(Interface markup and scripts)
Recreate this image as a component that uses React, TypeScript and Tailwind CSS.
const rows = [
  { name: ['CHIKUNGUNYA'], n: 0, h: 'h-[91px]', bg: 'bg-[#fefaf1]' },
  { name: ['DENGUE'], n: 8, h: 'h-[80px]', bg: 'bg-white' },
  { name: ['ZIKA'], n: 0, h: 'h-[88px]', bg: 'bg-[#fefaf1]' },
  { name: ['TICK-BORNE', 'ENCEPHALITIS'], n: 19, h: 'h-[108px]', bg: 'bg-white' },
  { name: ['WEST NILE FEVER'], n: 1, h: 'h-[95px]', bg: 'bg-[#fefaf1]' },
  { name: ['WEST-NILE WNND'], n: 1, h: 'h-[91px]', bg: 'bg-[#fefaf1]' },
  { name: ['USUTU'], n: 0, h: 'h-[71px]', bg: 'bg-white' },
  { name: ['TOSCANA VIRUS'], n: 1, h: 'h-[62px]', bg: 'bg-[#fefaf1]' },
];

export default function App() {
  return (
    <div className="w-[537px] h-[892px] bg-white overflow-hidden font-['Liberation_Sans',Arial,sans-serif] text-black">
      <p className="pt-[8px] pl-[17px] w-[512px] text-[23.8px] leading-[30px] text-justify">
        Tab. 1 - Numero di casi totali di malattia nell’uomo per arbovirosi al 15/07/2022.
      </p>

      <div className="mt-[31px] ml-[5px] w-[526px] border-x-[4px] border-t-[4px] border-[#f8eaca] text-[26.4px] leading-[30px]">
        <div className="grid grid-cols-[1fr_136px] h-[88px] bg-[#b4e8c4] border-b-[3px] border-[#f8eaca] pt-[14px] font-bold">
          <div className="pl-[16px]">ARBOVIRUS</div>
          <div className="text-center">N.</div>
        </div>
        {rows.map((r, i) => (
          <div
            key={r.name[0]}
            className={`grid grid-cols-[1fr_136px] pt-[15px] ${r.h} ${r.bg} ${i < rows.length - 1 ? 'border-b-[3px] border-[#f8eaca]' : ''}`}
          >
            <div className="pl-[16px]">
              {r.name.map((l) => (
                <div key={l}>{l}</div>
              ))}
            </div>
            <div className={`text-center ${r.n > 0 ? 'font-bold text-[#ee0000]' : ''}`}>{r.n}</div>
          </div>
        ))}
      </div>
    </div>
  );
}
==
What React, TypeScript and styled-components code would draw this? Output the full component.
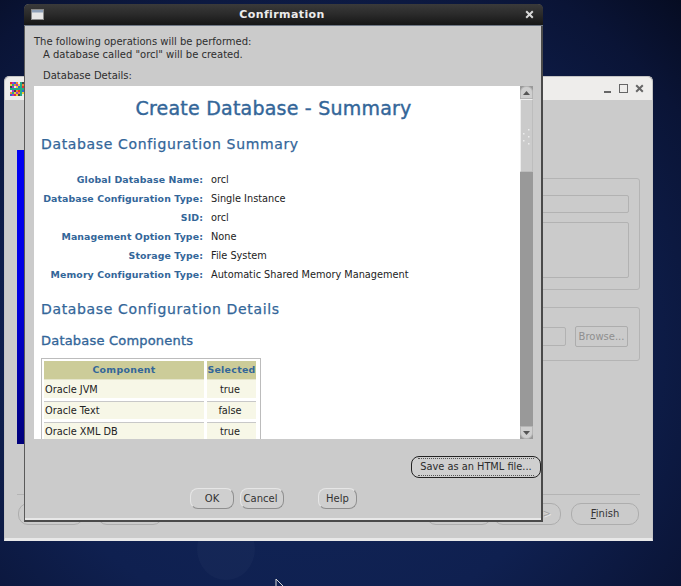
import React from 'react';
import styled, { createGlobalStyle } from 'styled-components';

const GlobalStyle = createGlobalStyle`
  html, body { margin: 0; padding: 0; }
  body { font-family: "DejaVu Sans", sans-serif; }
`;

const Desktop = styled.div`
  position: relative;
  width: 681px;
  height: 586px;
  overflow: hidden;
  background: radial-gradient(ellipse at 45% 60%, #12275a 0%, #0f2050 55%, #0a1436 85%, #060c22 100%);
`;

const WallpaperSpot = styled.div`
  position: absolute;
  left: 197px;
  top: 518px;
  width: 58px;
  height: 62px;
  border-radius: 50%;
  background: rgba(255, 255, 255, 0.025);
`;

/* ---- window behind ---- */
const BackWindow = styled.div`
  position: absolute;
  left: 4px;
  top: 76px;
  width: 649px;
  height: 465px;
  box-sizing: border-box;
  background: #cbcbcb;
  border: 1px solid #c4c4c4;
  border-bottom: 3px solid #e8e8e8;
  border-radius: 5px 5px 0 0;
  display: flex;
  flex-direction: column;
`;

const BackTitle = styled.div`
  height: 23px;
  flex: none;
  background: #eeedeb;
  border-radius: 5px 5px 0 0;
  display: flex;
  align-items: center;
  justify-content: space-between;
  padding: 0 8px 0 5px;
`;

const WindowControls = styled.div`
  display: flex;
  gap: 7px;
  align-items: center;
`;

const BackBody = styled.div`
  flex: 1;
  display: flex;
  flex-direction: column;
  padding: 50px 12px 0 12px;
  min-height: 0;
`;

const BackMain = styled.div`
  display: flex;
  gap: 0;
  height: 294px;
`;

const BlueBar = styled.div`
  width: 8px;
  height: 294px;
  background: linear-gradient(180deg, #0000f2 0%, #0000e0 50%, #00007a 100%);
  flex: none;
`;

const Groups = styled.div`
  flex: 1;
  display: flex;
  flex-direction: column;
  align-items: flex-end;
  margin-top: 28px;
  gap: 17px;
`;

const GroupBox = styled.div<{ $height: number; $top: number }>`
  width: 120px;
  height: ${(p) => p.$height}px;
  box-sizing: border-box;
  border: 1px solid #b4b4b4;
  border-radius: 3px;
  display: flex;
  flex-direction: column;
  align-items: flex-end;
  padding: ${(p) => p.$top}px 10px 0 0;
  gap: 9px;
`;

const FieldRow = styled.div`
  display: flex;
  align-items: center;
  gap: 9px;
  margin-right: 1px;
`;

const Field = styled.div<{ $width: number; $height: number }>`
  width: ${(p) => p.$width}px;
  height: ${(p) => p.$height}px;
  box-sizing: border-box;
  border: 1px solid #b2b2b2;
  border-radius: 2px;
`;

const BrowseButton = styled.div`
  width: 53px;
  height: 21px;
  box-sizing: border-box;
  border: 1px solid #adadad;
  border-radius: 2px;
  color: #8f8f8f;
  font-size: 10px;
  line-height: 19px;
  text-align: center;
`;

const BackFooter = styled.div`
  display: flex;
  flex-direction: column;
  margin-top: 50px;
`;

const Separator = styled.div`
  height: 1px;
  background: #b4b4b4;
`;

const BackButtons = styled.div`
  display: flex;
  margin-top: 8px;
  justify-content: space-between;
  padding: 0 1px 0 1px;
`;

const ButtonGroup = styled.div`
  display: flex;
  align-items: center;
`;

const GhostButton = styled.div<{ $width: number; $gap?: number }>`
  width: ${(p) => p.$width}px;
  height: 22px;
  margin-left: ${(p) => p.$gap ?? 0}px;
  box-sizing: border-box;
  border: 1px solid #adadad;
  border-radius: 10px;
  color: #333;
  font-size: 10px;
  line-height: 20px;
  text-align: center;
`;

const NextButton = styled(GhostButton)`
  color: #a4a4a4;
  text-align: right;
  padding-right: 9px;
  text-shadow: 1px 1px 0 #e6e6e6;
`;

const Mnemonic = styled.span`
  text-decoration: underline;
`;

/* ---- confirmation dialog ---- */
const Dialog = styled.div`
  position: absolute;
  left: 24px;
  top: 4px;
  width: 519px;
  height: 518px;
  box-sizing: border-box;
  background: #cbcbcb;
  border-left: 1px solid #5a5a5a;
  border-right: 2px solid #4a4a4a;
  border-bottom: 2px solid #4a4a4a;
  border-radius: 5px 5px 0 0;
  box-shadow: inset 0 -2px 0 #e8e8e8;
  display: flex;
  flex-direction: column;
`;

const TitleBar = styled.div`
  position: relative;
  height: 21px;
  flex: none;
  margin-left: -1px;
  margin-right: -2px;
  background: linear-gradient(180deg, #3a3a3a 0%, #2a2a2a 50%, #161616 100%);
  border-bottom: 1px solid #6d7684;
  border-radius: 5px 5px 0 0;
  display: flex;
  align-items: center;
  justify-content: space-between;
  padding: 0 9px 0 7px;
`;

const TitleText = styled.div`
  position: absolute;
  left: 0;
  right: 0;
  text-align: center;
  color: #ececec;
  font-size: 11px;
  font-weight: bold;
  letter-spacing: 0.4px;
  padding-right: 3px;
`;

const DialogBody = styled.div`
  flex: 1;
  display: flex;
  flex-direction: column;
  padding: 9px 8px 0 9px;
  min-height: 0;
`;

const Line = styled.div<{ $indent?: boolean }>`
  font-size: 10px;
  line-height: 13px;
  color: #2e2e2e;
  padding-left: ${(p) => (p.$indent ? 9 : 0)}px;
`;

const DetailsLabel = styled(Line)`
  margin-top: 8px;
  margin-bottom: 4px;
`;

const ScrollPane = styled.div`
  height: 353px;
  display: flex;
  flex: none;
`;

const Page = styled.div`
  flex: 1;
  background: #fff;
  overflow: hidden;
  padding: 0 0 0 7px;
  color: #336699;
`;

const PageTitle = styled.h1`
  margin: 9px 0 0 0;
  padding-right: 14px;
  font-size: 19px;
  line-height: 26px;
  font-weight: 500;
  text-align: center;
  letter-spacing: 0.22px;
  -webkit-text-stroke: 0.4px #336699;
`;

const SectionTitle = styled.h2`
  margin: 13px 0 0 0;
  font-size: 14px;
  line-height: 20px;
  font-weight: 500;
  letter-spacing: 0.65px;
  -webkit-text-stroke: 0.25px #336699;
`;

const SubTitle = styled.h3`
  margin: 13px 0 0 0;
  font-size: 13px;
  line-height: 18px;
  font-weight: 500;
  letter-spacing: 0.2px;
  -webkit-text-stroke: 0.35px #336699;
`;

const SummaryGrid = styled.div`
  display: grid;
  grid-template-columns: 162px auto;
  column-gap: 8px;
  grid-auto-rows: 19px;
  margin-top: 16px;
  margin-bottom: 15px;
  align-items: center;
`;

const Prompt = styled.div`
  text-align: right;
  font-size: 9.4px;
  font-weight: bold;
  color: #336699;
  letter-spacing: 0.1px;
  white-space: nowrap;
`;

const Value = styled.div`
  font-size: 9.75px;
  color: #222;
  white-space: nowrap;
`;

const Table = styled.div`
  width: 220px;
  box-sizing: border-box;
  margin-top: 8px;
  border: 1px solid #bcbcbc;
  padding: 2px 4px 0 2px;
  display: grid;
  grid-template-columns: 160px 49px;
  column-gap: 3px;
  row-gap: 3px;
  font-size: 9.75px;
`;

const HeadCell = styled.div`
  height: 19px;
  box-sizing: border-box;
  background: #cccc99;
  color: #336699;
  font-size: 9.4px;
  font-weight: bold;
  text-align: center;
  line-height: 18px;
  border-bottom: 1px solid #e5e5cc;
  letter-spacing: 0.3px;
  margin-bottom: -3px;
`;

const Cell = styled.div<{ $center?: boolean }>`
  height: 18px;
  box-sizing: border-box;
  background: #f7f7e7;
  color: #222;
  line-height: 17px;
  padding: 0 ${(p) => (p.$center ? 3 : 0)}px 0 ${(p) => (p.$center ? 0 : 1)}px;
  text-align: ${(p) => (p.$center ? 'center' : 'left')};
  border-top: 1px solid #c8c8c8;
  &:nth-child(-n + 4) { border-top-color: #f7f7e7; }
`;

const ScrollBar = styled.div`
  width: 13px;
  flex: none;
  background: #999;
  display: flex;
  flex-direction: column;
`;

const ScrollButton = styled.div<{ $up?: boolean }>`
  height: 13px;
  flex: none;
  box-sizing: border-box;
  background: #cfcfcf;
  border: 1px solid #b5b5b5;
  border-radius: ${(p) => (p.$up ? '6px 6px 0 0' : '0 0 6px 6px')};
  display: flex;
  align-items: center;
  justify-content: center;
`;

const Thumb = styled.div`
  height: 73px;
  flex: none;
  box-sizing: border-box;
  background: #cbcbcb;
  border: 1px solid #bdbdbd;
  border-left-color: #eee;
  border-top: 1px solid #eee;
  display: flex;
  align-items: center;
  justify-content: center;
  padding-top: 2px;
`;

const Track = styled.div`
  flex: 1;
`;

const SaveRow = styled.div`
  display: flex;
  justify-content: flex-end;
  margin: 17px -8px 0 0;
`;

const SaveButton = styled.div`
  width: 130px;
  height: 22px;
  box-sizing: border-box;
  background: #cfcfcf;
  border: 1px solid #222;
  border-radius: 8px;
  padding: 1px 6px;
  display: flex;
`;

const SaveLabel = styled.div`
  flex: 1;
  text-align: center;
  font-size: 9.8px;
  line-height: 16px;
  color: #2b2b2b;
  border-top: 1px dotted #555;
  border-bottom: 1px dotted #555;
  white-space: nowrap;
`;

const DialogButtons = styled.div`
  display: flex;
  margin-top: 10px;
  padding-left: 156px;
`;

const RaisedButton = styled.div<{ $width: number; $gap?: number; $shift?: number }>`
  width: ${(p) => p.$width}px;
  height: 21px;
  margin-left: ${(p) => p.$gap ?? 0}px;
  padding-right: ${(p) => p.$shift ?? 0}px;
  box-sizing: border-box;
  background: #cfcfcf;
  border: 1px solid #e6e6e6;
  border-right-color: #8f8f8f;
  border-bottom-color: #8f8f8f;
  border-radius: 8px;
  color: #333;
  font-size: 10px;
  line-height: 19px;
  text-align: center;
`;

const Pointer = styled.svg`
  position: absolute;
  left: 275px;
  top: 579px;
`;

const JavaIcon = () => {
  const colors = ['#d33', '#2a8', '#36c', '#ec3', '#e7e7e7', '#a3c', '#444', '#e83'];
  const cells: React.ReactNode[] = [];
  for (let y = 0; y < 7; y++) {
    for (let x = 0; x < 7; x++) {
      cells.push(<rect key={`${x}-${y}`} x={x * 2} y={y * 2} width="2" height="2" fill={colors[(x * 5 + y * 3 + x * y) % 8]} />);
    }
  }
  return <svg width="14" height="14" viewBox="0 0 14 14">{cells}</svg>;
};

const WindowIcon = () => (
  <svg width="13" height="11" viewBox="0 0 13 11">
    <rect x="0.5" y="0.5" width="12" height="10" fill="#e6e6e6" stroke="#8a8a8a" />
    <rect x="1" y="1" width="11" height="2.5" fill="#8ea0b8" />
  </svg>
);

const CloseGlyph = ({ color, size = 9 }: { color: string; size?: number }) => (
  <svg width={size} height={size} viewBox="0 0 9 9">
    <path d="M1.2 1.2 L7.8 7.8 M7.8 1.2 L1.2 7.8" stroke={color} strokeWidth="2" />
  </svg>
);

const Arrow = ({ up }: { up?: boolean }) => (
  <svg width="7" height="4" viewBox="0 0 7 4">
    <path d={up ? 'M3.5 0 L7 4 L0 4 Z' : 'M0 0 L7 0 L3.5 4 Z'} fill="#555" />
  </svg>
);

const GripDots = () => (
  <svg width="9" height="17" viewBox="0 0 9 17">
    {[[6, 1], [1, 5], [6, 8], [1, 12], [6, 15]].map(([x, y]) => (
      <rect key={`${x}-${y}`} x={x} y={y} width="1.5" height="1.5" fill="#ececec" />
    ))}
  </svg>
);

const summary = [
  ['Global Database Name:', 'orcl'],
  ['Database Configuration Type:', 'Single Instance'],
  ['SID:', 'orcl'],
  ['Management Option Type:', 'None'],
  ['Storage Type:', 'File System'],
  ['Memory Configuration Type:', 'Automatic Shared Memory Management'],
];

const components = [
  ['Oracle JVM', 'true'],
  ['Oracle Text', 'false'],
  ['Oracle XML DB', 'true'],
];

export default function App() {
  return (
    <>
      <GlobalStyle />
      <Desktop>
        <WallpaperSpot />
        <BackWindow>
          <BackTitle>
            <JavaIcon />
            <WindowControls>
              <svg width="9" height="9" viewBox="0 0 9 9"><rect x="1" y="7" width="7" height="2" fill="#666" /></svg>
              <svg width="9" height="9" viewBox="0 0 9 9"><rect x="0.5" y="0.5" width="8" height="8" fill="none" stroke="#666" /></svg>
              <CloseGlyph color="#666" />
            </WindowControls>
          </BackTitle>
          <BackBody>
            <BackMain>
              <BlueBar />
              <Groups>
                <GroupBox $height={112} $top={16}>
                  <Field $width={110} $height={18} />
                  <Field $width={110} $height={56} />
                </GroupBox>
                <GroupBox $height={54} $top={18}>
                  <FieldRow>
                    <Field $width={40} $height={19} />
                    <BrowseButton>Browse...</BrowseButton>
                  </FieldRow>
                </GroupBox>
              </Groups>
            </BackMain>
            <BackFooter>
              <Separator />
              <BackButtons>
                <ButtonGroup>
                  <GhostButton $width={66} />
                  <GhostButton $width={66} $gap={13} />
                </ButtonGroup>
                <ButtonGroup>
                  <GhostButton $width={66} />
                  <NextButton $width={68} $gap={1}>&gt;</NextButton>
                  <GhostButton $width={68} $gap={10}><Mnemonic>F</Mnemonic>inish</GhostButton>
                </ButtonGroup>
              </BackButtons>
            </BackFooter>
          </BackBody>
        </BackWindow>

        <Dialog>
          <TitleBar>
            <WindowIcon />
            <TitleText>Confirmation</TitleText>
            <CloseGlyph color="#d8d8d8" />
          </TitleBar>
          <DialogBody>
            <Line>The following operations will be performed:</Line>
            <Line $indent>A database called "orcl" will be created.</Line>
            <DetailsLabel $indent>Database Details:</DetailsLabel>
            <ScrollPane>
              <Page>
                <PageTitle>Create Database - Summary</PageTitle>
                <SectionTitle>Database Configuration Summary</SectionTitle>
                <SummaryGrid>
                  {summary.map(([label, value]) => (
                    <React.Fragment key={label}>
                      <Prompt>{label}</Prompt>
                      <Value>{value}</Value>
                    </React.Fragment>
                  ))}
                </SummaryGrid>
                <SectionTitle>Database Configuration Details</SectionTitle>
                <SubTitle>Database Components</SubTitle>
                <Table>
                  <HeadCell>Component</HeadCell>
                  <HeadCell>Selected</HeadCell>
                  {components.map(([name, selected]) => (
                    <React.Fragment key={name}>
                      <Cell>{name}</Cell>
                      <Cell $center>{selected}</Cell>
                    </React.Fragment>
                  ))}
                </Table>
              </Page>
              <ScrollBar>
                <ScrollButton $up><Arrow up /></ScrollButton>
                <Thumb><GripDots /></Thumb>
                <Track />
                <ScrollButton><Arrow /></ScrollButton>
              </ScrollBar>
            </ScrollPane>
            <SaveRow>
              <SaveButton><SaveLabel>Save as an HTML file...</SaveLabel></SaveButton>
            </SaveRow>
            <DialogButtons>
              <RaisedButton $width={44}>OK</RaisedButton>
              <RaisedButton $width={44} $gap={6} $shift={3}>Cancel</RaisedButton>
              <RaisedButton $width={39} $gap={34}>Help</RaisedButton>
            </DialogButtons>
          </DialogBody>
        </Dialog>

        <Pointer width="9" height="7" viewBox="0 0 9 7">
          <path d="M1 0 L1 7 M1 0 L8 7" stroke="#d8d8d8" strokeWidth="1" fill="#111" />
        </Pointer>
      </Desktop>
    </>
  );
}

EXERCISE. Give the number of lines in the records that contain the string "this", with no other output.

FINISHED EXERCISE. 2